In A Bee in the Mouth: Anger in America Now (2006, Encounter Books) I observed that the new anger differed from the old mainly in that it was a preferred destination, not a final resort. The new anger is proud of itself and flamboyant. It is an all-about-me anger, and probably for that reason, it was relatively slow in finding its way into politics.

At one level, of course, politics is almost always angry. It is oppositional in its essence, and people invest themselves deeply in it. And the nation has had episodes in which the anger has come to a boil: the partisans of Jefferson and Adams were accusing one another of treason in the early republic. The prelude to the Civil War including Congressman Preston Brooks of South Carolina caning Senator Charles Sumner of Massachusetts on the floor of the Senate in May 1856. I am used to people citing this familiar history as though it were an outright refutation of the idea that anything much has changed.
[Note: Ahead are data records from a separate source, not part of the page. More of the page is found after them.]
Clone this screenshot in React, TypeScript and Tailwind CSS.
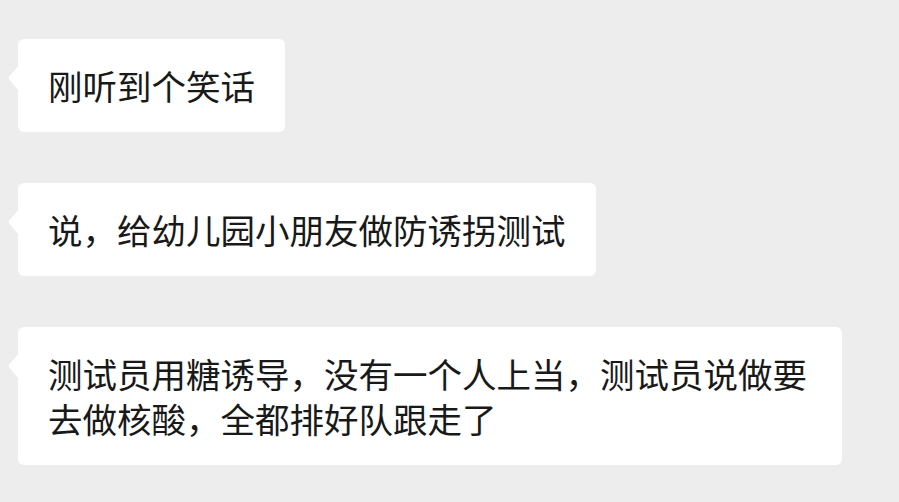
const messages = [
  "刚听到个笑话",
  "说，给幼儿园小朋友做防诱拐测试",
  "测试员用糖诱导，没有一个人上当，测试员说做要去做核酸，全都排好队跟走了",
];

function Bubble({ text }: { text: string }) {
  return (
    <div className="relative w-fit max-w-[824px] rounded-[6px] bg-white px-[30px] py-6 text-[34.5px] leading-[45px] text-[#191919]">
      <svg
        className="absolute left-[-10px] top-[26px]"
        width="11"
        height="26"
        viewBox="0 0 11 26"
      >
        <path d="M11 0 L1.2 11.6 Q0 13 1.2 14.4 L11 26 Z" fill="#ffffff" />
      </svg>
      {text}
    </div>
  );
}

export default function App() {
  return (
    <div
      className="flex min-h-[502px] w-full flex-col gap-[51px] bg-[#ededed] pl-[18px] pt-[39px]"
      style={{ fontFamily: '"Noto Sans CJK SC", "Noto Sans", sans-serif' }}
    >
      {messages.map((m) => (
        <Bubble key={m} text={m} />
      ))}
    </div>
  );
}
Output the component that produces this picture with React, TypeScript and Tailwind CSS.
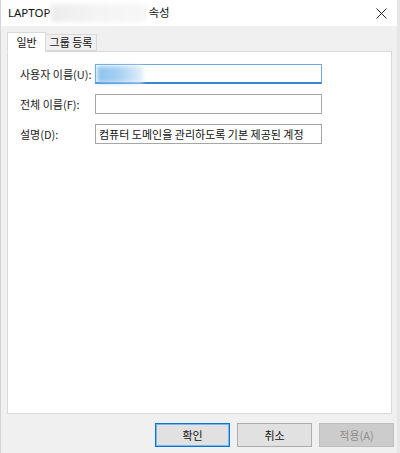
import React from 'react';

type FieldProps = {
    label: string
    value?: string
    focused?: boolean
}

const Field = ({ label, value, focused }: FieldProps) => (
    <div className="flex items-center h-[20px]">
        <div className="w-[75px] shrink-0 text-[11px] text-[#1a1a1a]">{label}</div>
        <div
            className={`relative w-[227px] h-[20px] bg-white flex items-center px-[3px] border ${
                focused ? 'border-[#6fa6df] border-b-[#3a86d6] border-b-2' : 'border-[#a6a6a6]'
            }`}
        >
            {focused && (
                <div className="absolute left-[1px] top-[1px] w-[46px] h-[17px] bg-gradient-to-r from-[#8cc2ee] via-[#a9d2f3] to-[#e3f0fb] blur-[2px]" />
            )}
            {value && <span className="text-[11px] text-[#111] whitespace-nowrap">{value}</span>}
        </div>
    </div>
)

const DialogButton = ({ label, primary, disabled }: { label: string, primary?: boolean, disabled?: boolean }) => {
    let cls = 'bg-[#e1e1e1] border-[#adadad] text-[#111]';
    if (primary) cls = 'bg-[#e1e1e1] border-[#0078d7] shadow-[inset_0_0_0_1px_#7fb6ea] text-[#111]';
    if (disabled) cls = 'bg-[#cccccc] border-[#bfbfbf] text-[#8c8c8c]';
    return (
        <div className={`w-[75px] h-[24px] border flex items-center justify-center text-[11px] ${cls}`}>
            {label}
        </div>
    );
}

export default function App() {
    return (
        <div className="w-[400px] h-[453px] flex bg-[#f0f0f0] overflow-hidden font-['Noto_Sans_CJK_KR','Noto_Sans',sans-serif]">
            {/* window behind, showing at the edges */}
            <div className="w-[1px] shrink-0 bg-[#d4d4d4]" />

            <div className="flex-1 flex flex-col">
                {/* title bar */}
                <div className="h-[26px] bg-white flex items-center pl-[7px] pr-[9px]">
                    <span className="text-[11.5px] text-[#111] font-['Noto_Sans',sans-serif]">LAPTOP</span>
                    <div className="w-[96px] h-[18px] mx-[1px] bg-gradient-to-r from-[#ececec] via-[#f4f4f4] to-[#f7f7f7] blur-[2px]" />
                    <span className="text-[11.5px] text-[#111]">속성</span>
                    <div className="flex-1" />
                    <svg width="11" height="11" viewBox="0 0 11 11" className="mr-[1px]">
                        <path d="M0.5 0.5 L10.5 10.5 M10.5 0.5 L0.5 10.5" stroke="#222" strokeWidth="1" />
                    </svg>
                </div>

                {/* tabs */}
                <div className="flex items-end pl-[6px] pt-[6px] h-[25px] relative z-10">
                    <div className="w-[39px] h-[20px] -mb-[1px] bg-white border border-[#d9d9d9] border-b-white flex items-center justify-center text-[11px] text-[#111]">
                        일반
                    </div>
                    <div className="w-[51px] h-[17px] bg-[#f0f0f0] border border-l-0 border-[#d9d9d9] flex items-center justify-center text-[11px] text-[#111]">
                        그룹 등록
                    </div>
                </div>

                {/* panel */}
                <div className="ml-[6px] mr-[5px] h-[363px] bg-white border border-[#d9d9d9] pl-[12px] pt-[12px] flex flex-col gap-[10px]">
                    <Field label="사용자 이름(U):" focused />
                    <Field label="전체 이름(F):" />
                    <Field label="설명(D):" value="컴퓨터 도메인을 관리하도록 기본 제공된 계정" />
                </div>

                {/* buttons */}
                <div className="flex justify-end gap-[7px] pt-[9px] pr-[3px]">
                    <DialogButton label="확인" primary />
                    <DialogButton label="취소" />
                    <DialogButton label="적용(A)" disabled />
                </div>
            </div>

            <div className="w-[3px] shrink-0 bg-[#e6e6e6]" />
        </div>
    );
}
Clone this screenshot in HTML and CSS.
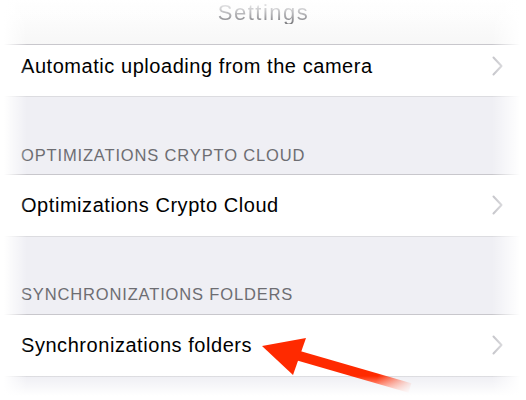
FILE: index.html
```html
<!DOCTYPE html>
<html>
<head>
<meta charset="utf-8">
<link rel="stylesheet" href="styles.css">
</head>
<body>
<div class="screen">
  <div class="navbar"><span class="title">Settings</span></div>
  <div class="row first">
    <span class="label">Automatic uploading from the camera</span>
    <svg class="chev" width="11" height="20" viewBox="0 0 11 20"><path d="M1.5 1.5 L9.5 10 L1.5 18.5" fill="none" stroke="#c4c4c9" stroke-width="2" stroke-linecap="round" stroke-linejoin="round"/></svg>
  </div>
  <div class="section">OPTIMIZATIONS CRYPTO CLOUD</div>
  <div class="row">
    <span class="label">Optimizations Crypto Cloud</span>
    <svg class="chev" width="11" height="20" viewBox="0 0 11 20"><path d="M1.5 1.5 L9.5 10 L1.5 18.5" fill="none" stroke="#c4c4c9" stroke-width="2" stroke-linecap="round" stroke-linejoin="round"/></svg>
  </div>
  <div class="section">SYNCHRONIZATIONS FOLDERS</div>
  <div class="row">
    <span class="label">Synchronizations folders</span>
    <svg class="chev" width="11" height="20" viewBox="0 0 11 20"><path d="M1.5 1.5 L9.5 10 L1.5 18.5" fill="none" stroke="#c4c4c9" stroke-width="2" stroke-linecap="round" stroke-linejoin="round"/></svg>
  </div>
  <div class="footer"></div>
  <svg class="arrow" width="526" height="400" viewBox="0 0 526 400">
    <defs>
      <linearGradient id="shaft" gradientUnits="userSpaceOnUse" x1="300" y1="356" x2="410" y2="388">
        <stop offset="0" stop-color="#ff2a00"/>
        <stop offset="0.7" stop-color="#ff2a00"/>
        <stop offset="1" stop-color="#ff2a00" stop-opacity="0.1"/>
      </linearGradient>
    </defs>
    <line x1="296" y1="355" x2="410" y2="388" stroke="url(#shaft)" stroke-width="10"/>
    <polygon points="262,346 306,338 293,375" fill="#ff2a00"/>
  </svg>
  <div class="vignette"></div>
</div>
</body>
</html>
```

FILE: styles.css
```css
html, body {
  margin: 0;
  padding: 0;
  background: #ffffff;
}
.screen {
  position: relative;
  width: 526px;
  height: 400px;
  overflow: hidden;
  background: #efeff4;
  font-family: "Liberation Sans", Arial, sans-serif;
}
.navbar {
  height: 44px;
  border-bottom: 1px solid #c8c7cc;
  background: linear-gradient(to bottom, #ffffff 0, #f7f7f7 100%);
  display: flex;
  justify-content: center;
  align-items: flex-start;
  overflow: hidden;
}
.title {
  font-size: 22px;
  line-height: 22px;
  margin-top: 2px;
  letter-spacing: 1.5px;
  padding-left: 1px;
  color: transparent;
  background: linear-gradient(to bottom, #d6d6d8 0, #a4a4a8 45%, #6a6a6e 100%);
  -webkit-background-clip: text;
  background-clip: text;
}
.row {
  background: #ffffff;
  border-bottom: 1px solid #dcdce0;
  display: flex;
  align-items: center;
  justify-content: space-between;
  padding: 0 23px 0 21px;
  box-sizing: border-box;
  height: 62px;
}
.row.first {
  height: 52px;
  padding-bottom: 9px;
}
.label {
  font-size: 20px;
  color: #000000;
  letter-spacing: 0.55px;
}
.chev {
  display: block;
  margin-top: -1px;
}
.section {
  height: 78px;
  box-sizing: border-box;
  border-bottom: 1px solid #c8c7cc;
  display: flex;
  align-items: flex-end;
  padding: 0 0 9px 21px;
  font-size: 16.5px;
  line-height: 20px;
  letter-spacing: 0.85px;
  color: #6d6d72;
}
.section + .row + .section {
  padding-bottom: 10px;
}
.footer {
  height: 30px;
  background: #efeff4;
}
.arrow {
  position: absolute;
  left: 0;
  top: 0;
}
.vignette {
  position: absolute;
  inset: 0;
  pointer-events: none;
  background:
    linear-gradient(to right, #ffffff 4px, rgba(255,255,255,0) 27px),
    linear-gradient(to left, #ffffff 6px, rgba(255,255,255,0) 34px),
    linear-gradient(to top, #ffffff 4px, rgba(255,255,255,0) 24px),
    linear-gradient(to bottom, rgba(255,255,255,0.55) 0, rgba(255,255,255,0) 28px);
}
```
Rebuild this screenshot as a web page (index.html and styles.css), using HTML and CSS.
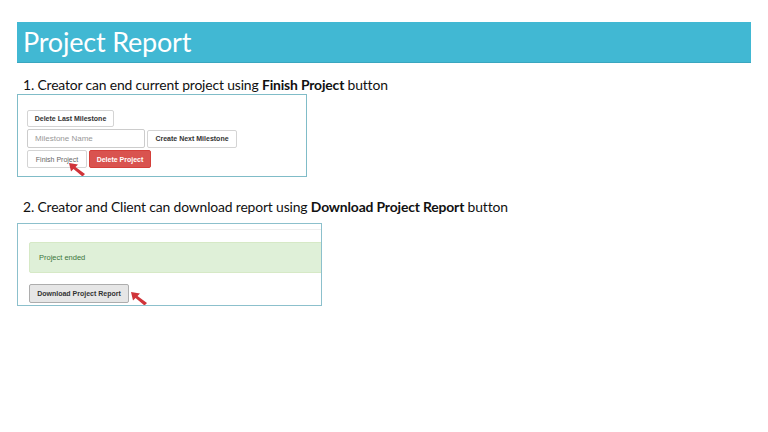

But all these events really show is that when passions run high in politics, the formal constraints and the ethic of self-control can break down. What’s missing from the picture is that the constraints themselves and the underlying ethic have changed.

And that’s where higher education is implicated in all this. The university became in the 1960s the laboratory for this new ethic of expressiveness. The protests against the Vietnam War, the rise of a militantly angry form of feminism, campus support for the Black Power movement in the wake of Dr. King’s assassination, the KentState shootings: America discovered that the campus was an excellent place to try out the persona of angry alienation and to cultivate the “authenticity” of rage. The dismantling of in loco parentis rules and the ideal that “higher” education had something to do with cultivating good character were part of this shift.

Today, colleges and universities care much more about instilling a “commitment to social justice.” Often that is a kind of character education in reverse. Instead of cultivating patience, forbearance, and self-control, it urges students to be indignant, scornful towards received social wisdom, and full of vivid consternation towards their own society.

The politicized classroom of the last quarter century is a nursery for immature and angry attitudes. The college classroom, of course, is far from the only school that teaches wrath. We have talk radio, anger-entertainment, and the blogosphere to reinforce the lessons.  Yet higher education bears a particular responsibility for advancing this cultural change away from self-control and towards self-delighted anger.

Much of the professoriate these days seems taken aback by the often very articulate anger of the electorate against President Obama and the Democratic Party. Why the surprise? If we have spent decades teaching people to turn their irritation into invective and their invective into political mobilization, doesn’t it stand to reason that a fair number of people would do just that?